Wednesday, 26 November 2014

The early bird catches the wave (or Wednesday at the water)

I don't sleep well. I'm not sure whether it's the >1 bottle of wine I consumed or all of yesterday's excitement.  Be that as it may,  I am making coffee at 4:30 am.  At 5:45 am I have the bicycle down in the smoking area ready for an excursion.
There is barely any traffic on the pitch-dark roads. But there is somewhere I want to be before the sun rises.



Oncoming car
The old Kona airport, just North of town, has long been converted to a public recreation area, and there is a beach!


under the volcano


The cruise-ship tourists are coming









When I return home to the hotel I am relieved to find that Grandma's bedroom door has moved (GREAT relief) and I head down to the water again (the water right behind the hotel).


And YES, this is still before local sunrise. In the pictures below the first rays at some point hit the most elevated wave crests ;-)



Carnage ;-)


Darth Vader Crabs can grab onto the rocks when a breaker crashes over them !  Scary buggers.
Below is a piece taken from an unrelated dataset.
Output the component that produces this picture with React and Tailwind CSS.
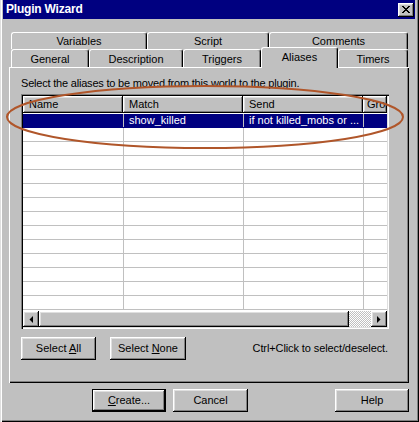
import React from 'react';

const raised =
  'shadow-[inset_-1px_-1px_0_#000,inset_1px_1px_0_#fff,inset_-2px_-2px_0_#808080,inset_2px_2px_0_#dfdfdf]';

function Button({ children, className = '', isDefault = false }) {
  if (isDefault) {
    return (
      <div className={`border border-black bg-[#c0c0c0] ${className}`}>
        <div className={`h-full flex items-center justify-center ${raised}`}>{children}</div>
      </div>
    );
  }
  return (
    <div className={`flex items-center justify-center bg-[#c0c0c0] ${raised} ${className}`}>
      {children}
    </div>
  );
}

function Tab({ label, width, selected = false, height = 'h-[18px]' }) {
  return (
    <div
      className={`${width} ${selected ? 'h-[21px] -mb-[1px] relative z-10 pb-[3px]' : height} shrink-0 flex items-center justify-center bg-[#c0c0c0] rounded-t-[3px] border-t border-l border-t-white border-l-white border-r border-r-black shadow-[inset_-1px_0_0_#808080]`}
    >
      <span className="pt-[1px]">{label}</span>
    </div>
  );
}

function Arrow({ dir }) {
  return (
    <svg width="4" height="7" viewBox="0 0 4 7">
      {dir === 'left' ? <path d="M4 0 L4 7 L0.5 3.5 Z" fill="#000" /> : <path d="M0 0 L0 7 L3.5 3.5 Z" fill="#000" />}
    </svg>
  );
}

const rows = Array.from({ length: 14 }, (_, i) => i);

export default function App() {
  return (
    <div
      className="relative w-[419px] h-[422px] bg-[#c0c0c0] overflow-hidden pl-[3px] pr-[4px] pb-[4px] text-[11px] leading-[13px] text-black shadow-[inset_1px_0_0_#dfdfdf,inset_2px_0_0_#fff,inset_-1px_-1px_0_#000,inset_-2px_-2px_0_#808080]"
      style={{ fontFamily: '"Liberation Sans", Arial, sans-serif' }}
    >
      {/* Title bar */}
      <div className="h-[19px] bg-[#000080] flex items-center justify-between pl-[3px] pr-[1px]">
        <span className="text-white font-bold text-[12px] tracking-[-0.2px]">Plugin Wizard</span>
        <div className={`w-[16px] h-[14px] bg-[#c0c0c0] flex items-center justify-center ${raised}`}>
          <svg width="8" height="7" viewBox="0 0 8 7">
            <path d="M0 0h2v1h1v1h2V1h1V0h2v1H7v1H6v1H5v1h1v1h1v1h1v1H6V6H5V5H3v1H2v1H0V6h1V5h1V4h1V3H2V2H1V1H0z" fill="#000" />
          </svg>
        </div>
      </div>

      {/* Tab control */}
      <div className="ml-[6px] mt-[13px] w-[400px]">
        <div className="flex pl-[2px] h-[17px]">
          <Tab label="Variables" width="w-[136px]" height="h-[17px]" />
          <Tab label="Script" width="w-[122px]" height="h-[17px]" />
          <Tab label="Comments" width="w-[139px]" height="h-[17px]" />
        </div>
        <div className="flex items-end pl-[2px] h-[18px]">
          <Tab label="General" width="w-[78px]" />
          <Tab label="Description" width="w-[94px]" />
          <Tab label="Triggers" width="w-[78px]" />
          <Tab label="Aliases" width="w-[77px]" selected />
          <Tab label="Timers" width="w-[70px]" />
        </div>

        {/* Panel */}
        <div className="w-[400px] h-[316px] bg-[#c0c0c0] border-t border-l border-white shadow-[inset_-1px_-1px_0_#000,inset_-2px_-2px_0_#808080] pt-[9px] pl-[11px]">
          <div className="mb-[4px] tracking-[-0.2px]">Select the aliases to be moved from this world to the plugin.</div>

          {/* List view */}
          <div className="w-[368px] h-[235px] bg-white p-[2px] shadow-[inset_1px_1px_0_#808080,inset_2px_2px_0_#000,inset_-1px_-1px_0_#fff,inset_-2px_-2px_0_#dfdfdf] flex flex-col">
            <div className="flex h-[17px] overflow-hidden shrink-0">
              <div className={`w-[100px] shrink-0 bg-[#c0c0c0] pl-[6px] flex items-center ${raised}`}>Name</div>
              <div className={`w-[120px] shrink-0 bg-[#c0c0c0] pl-[6px] flex items-center ${raised}`}>Match</div>
              <div className={`w-[120px] shrink-0 bg-[#c0c0c0] pl-[6px] flex items-center ${raised}`}>Send</div>
              <div className={`flex-1 bg-[#c0c0c0] pl-[4px] flex items-center ${raised}`}>Gro</div>
            </div>
            <div className="flex-1 overflow-hidden pt-[1px]">
              {rows.map((i) => (
                <div
                  key={i}
                  className={`flex h-[14px] border-b ${i === 0 ? 'bg-[#000080] text-white border-b-[#000080]' : 'border-b-[#c0c0c0]'}`}
                >
                  <div className="w-[101px] shrink-0 border-r border-r-[#c0c0c0]" />
                  <div className="w-[120px] shrink-0 border-r border-r-[#c0c0c0] pl-[5px] leading-[13px]">
                    {i === 0 ? 'show_killed' : ''}
                  </div>
                  <div className="w-[120px] shrink-0 border-r border-r-[#c0c0c0] pl-[5px] leading-[13px]">
                    {i === 0 ? 'if not killed_mobs or ...' : ''}
                  </div>
                  <div className="flex-1" />
                </div>
              ))}
            </div>
            {/* Horizontal scrollbar */}
            <div className="flex h-[16px] shrink-0">
              <div className={`w-[16px] bg-[#c0c0c0] flex items-center justify-center ${raised}`}>
                <Arrow dir="left" />
              </div>
              <div className={`w-[310px] bg-[#c0c0c0] ${raised}`} />
              <div className="w-[22px] bg-[repeating-conic-gradient(#c0c0c0_0_25%,#fff_0_50%)] bg-[length:2px_2px]" />
              <div className={`w-[16px] bg-[#c0c0c0] flex items-center justify-center ${raised}`}>
                <Arrow dir="right" />
              </div>
            </div>
          </div>

          <div className="flex items-center mt-[8px] w-[367px]">
            <Button className="w-[75px] h-[23px]">
              <span>
                Select <u>A</u>ll
              </span>
            </Button>
            <Button className="w-[76px] h-[23px] ml-[14px]">
              <span>
                Select <u>N</u>one
              </span>
            </Button>
            <span className="ml-auto tracking-[-0.1px]">Ctrl+Click to select/deselect.</span>
          </div>
        </div>

        {/* Dialog buttons */}
        <div className="flex mt-[6px] h-[23px]">
          <Button isDefault className="w-[74px] h-[23px] ml-[83px]">
            <span>
              <u>C</u>reate...
            </span>
          </Button>
          <Button className="w-[75px] h-[23px] ml-[7px]">Cancel</Button>
          <Button className="w-[74px] h-[23px] ml-auto">Help</Button>
        </div>
      </div>

      {/* Highlight ring drawn over the dialog */}
      <svg className="absolute left-0 top-0 pointer-events-none" width="419" height="422">
        <ellipse cx="205" cy="117" rx="198" ry="31" fill="none" stroke="#b0562a" strokeWidth="2" />
      </svg>
    </div>
  );
}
Good thing they're afraid of me ;-)


I'm not sure what figure this is.  Surfing Hari Krishna?
















You Go Girl !!!!!
At noon, Grandma and I take a stroll down to the water, but her hopes of seeing turtles are not fulfilled.  While I saw at least 3 different turtles per day in the days after our arrival, none dare to approach the rocks with the high waves (Imagine being a turtle being hurled onto rocks by high waves). Smart turtles ;-)
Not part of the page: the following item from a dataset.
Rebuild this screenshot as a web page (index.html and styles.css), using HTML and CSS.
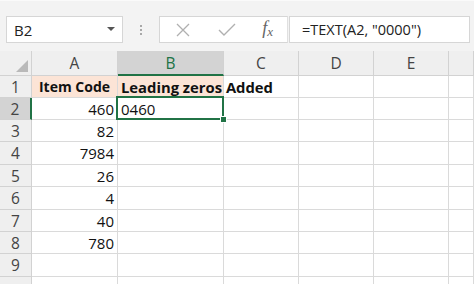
FILE: index.html
```html
<!DOCTYPE html>
<html>
<head>
<meta charset="utf-8">
<link rel="stylesheet" href="styles.css">
</head>
<body>
<div class="toolbar">
  <div class="namebox">
    <span class="name">B2</span>
    <svg class="caret" width="8" height="5" viewBox="0 0 8 5"><path d="M0 0 H8 L4 4 Z" fill="#555"/></svg>
  </div>
  <div class="dots"><i></i><i></i><i></i></div>
  <div class="fbtns">
    <svg class="ico" width="16" height="16" viewBox="0 0 16 16"><path d="M2 2 L14 14 M14 2 L2 14" stroke="#b0b0b0" stroke-width="1.3" fill="none"/></svg>
    <svg class="ico" width="18" height="16" viewBox="0 0 18 16"><path d="M1 8 L6 13 L17 2" stroke="#b0b0b0" stroke-width="1.4" fill="none"/></svg>
    <span class="fx">f<sub>x</sub></span>
  </div>
  <div class="formula">=TEXT(A2, "0000")</div>
</div>
<div class="sheet">
  <div class="h corner"><svg width="12" height="12" viewBox="0 0 12 12"><path d="M12 0 V12 H0 Z" fill="#b9b9b9"/></svg></div>
  <div class="h col">A</div>
  <div class="h col sel">B</div>
  <div class="h col">C</div>
  <div class="h col">D</div>
  <div class="h col">E</div>
  <div class="h col"></div>

  <div class="h row">1</div>
  <div class="c peach b ctr">Item Code</div>
  <div class="c peach b wide">Leading zeros Added</div>
  <div class="c"></div><div class="c"></div><div class="c"></div><div class="c"></div>

  <div class="h row rsel">2</div>
  <div class="c r">460</div>
  <div class="c active">0460</div>
  <div class="c"></div><div class="c"></div><div class="c"></div><div class="c"></div>

  <div class="h row">3</div>
  <div class="c r">82</div>
  <div class="c"></div><div class="c"></div><div class="c"></div><div class="c"></div><div class="c"></div>

  <div class="h row">4</div>
  <div class="c r">7984</div>
  <div class="c"></div><div class="c"></div><div class="c"></div><div class="c"></div><div class="c"></div>

  <div class="h row">5</div>
  <div class="c r">26</div>
  <div class="c"></div><div class="c"></div><div class="c"></div><div class="c"></div><div class="c"></div>

  <div class="h row">6</div>
  <div class="c r">4</div>
  <div class="c"></div><div class="c"></div><div class="c"></div><div class="c"></div><div class="c"></div>

  <div class="h row">7</div>
  <div class="c r">40</div>
  <div class="c"></div><div class="c"></div><div class="c"></div><div class="c"></div><div class="c"></div>

  <div class="h row">8</div>
  <div class="c r">780</div>
  <div class="c"></div><div class="c"></div><div class="c"></div><div class="c"></div><div class="c"></div>

  <div class="h row">9</div>
  <div class="c"></div><div class="c"></div><div class="c"></div><div class="c"></div><div class="c"></div><div class="c"></div>

  <div class="h row"></div>
  <div class="c"></div><div class="c"></div><div class="c"></div><div class="c"></div><div class="c"></div><div class="c"></div>
</div>
</body>
</html>
```
FILE: styles.css
```css
html, body {
  margin: 0;
  padding: 0;
  width: 474px;
  height: 284px;
  overflow: hidden;
  background: #f3f3f3;
  font-family: "Open Sans", "Noto Sans", sans-serif;
}

.toolbar {
  height: 51px;
  box-sizing: border-box;
  padding: 15px 4px 0 6px;
  display: flex;
  align-items: flex-start;
  background: #f3f3f3;
  border-top: 1px solid #fafafa;
}

.namebox, .fbtns, .formula {
  height: 27px;
  box-sizing: border-box;
  background: #fff;
  border: 1px solid #d6d6d6;
  display: flex;
  align-items: center;
}

.namebox {
  width: 117px;
  padding: 0 7px 0 7px;
  justify-content: space-between;
}

.name {
  font-size: 15px;
  color: #222;
}

.dots {
  width: 36px;
  height: 27px;
  display: flex;
  flex-direction: column;
  align-items: center;
  justify-content: center;
  gap: 2px;
}

.dots i {
  display: block;
  width: 2px;
  height: 2px;
  background: #a8a8a8;
}

.fbtns {
  width: 129px;
  padding: 0 14px 0 15px;
  justify-content: space-between;
  border-right: 1px solid #e0e0e0;
}

.fx {
  font-family: "Liberation Serif", "DejaVu Serif", serif;
  font-style: italic;
  font-size: 18px;
  color: #666;
  line-height: 1;
  margin-top: -3px;
}

.fx sub {
  font-size: 13px;
  vertical-align: -2px;
}

.formula {
  margin-left: 1px;
  flex: 1;
  padding-left: 12px;
  font-size: 14.5px;
  color: #222;
}

.sheet {
  display: grid;
  grid-template-columns: 32px 86px 106px 75px 75px 75px 1fr;
  grid-template-rows: 25px 22px 22px 22px 23px 22px 23px 22px 22px 23px 22px;
  background: #fff;
}

.h {
  box-sizing: border-box;
  background: #efefef;
  border-right: 1px solid #d2d2d2;
  border-bottom: 1px solid #d2d2d2;
  color: #444;
  font-size: 15.5px;
  display: flex;
  align-items: center;
  justify-content: center;
}

.corner {
  align-items: flex-end;
  justify-content: flex-end;
  padding: 0 3px 3px 0;
}

.col.sel {
  background: #d3d3d3;
  border-bottom: 2px solid #217346;
  color: #217346;
}

.row.rsel {
  background: #d3d3d3;
  border-right: 2px solid #217346;
}

.c {
  box-sizing: border-box;
  border-right: 1px solid #dadada;
  border-bottom: 1px solid #dadada;
  font-family: "Open Sans", "Noto Sans", sans-serif;
  font-size: 15px;
  color: #111;
  display: flex;
  align-items: center;
  padding: 0 3px;
  white-space: nowrap;
}

.c.r {
  justify-content: flex-end;
}

.c.ctr {
  justify-content: center;
  padding: 0;
  font-size: 14px;
}

.c.b {
  font-weight: bold;
}

.c.wide {
  font-size: 14.8px;
}

.peach {
  background: #fce4d6;
}

.active {
  position: relative;
}

.active::after {
  content: "";
  position: absolute;
  left: -2px;
  top: -2px;
  right: -1px;
  bottom: -1px;
  border: 2px solid #217346;
}

.active::before {
  content: "";
  position: absolute;
  right: -4px;
  bottom: -4px;
  width: 5px;
  height: 5px;
  background: #217346;
  border: 1px solid #fff;
  z-index: 2;
}
```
After a 1-hour long nap, I take the bicycle to Keauhoe Shopping Centre.  They restocked the yummy clearance Chardonnay and I drag away 3 bottles for $12.something.  In Canada you'll be lucky to get 1 bottle of very ugly wine for that.
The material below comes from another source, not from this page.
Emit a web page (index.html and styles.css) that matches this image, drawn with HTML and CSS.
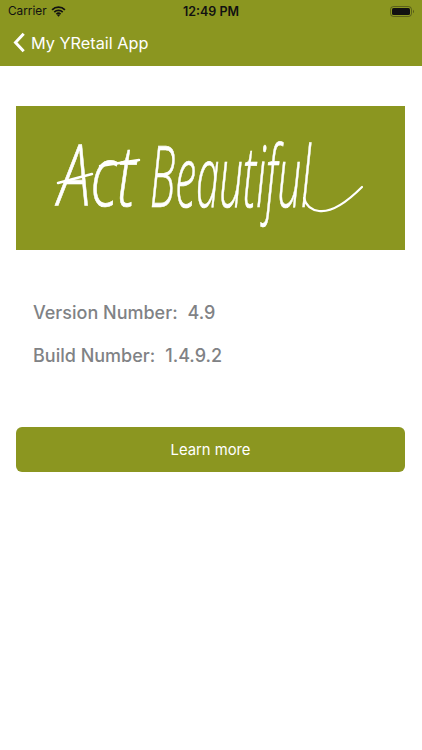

Then I get an e-mail from Vancouver with translation work that keeps me busy for a while.  But don't feel too bad for me. This is my 'office desk':

Not my pic; not my kind of restaurant.

Dinner at Kenichi Pacific restaurant in Keauhoe Mall is  disappointing. This is the highest rated Japanese Restaurant out of 7 in Kona. Too expensive for the food quality; food not quite good enough crappy for the price; either way you see it, I have no intention of returning. And this time that is not only the opinion of Grandma, who will indubitably declare the food an utter atrocity if served by a waitress instead of a waiter (Don't ask me, must be some Freudian thing).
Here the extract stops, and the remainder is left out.